The value field configLocation is only overriding the environment variable:

- name: QW_CONFIG
  value: {{ .Values.configLocation }}

But I think it should also change the configmap path mounted into the pods. Maybe It'll be good if we get the opinion of other reviewers on this. On my side, I think changing only the environment variable to tell quickwit "the config file is there" on one side and continue to write it in /quickwit/node.yaml on the other side seems a bit strange to me even if I understand you want to regenerate a new file autonomously from your initContainers.

hgudladona commented 3 months ago

Usually config maps are immutable from the pod itself, a more probable usage would be to mount an emptyDir to the pod's init and main containers where the mutated config is copied to. If the user IS doing the mutation of the config I'd expect they would also update the configLocation.

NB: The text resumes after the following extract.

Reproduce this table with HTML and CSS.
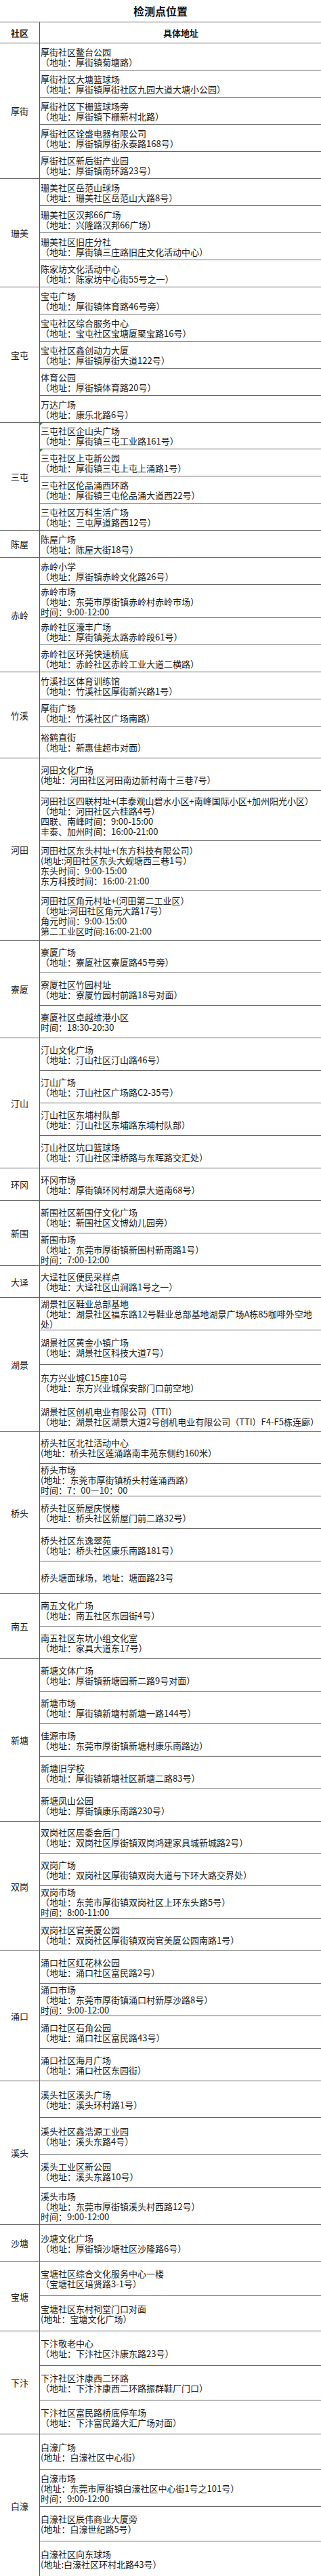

idrissneumann commented 3 months ago

Usually config maps are immutable from the pod itself, a more probable usage would be to mount an emptyDir to the pod's init and main containers where the mutated config is copied to. If the user IS doing the mutation of the config I'd expect they would also update the configLocation.

Explanation good enough to me, I agree for the configmap immutability. Let's see if in the future other users will have issues with that. For now, we can deal with overriding completely the config from an initContainers with this version.

So LGTM, I think there is some linter issues to fix (see the github action pipelines) and we're good to merge :)

Thanks for your work

fmassot commented 3 months ago

thank you @hgudladona and @idrissneumann for you work!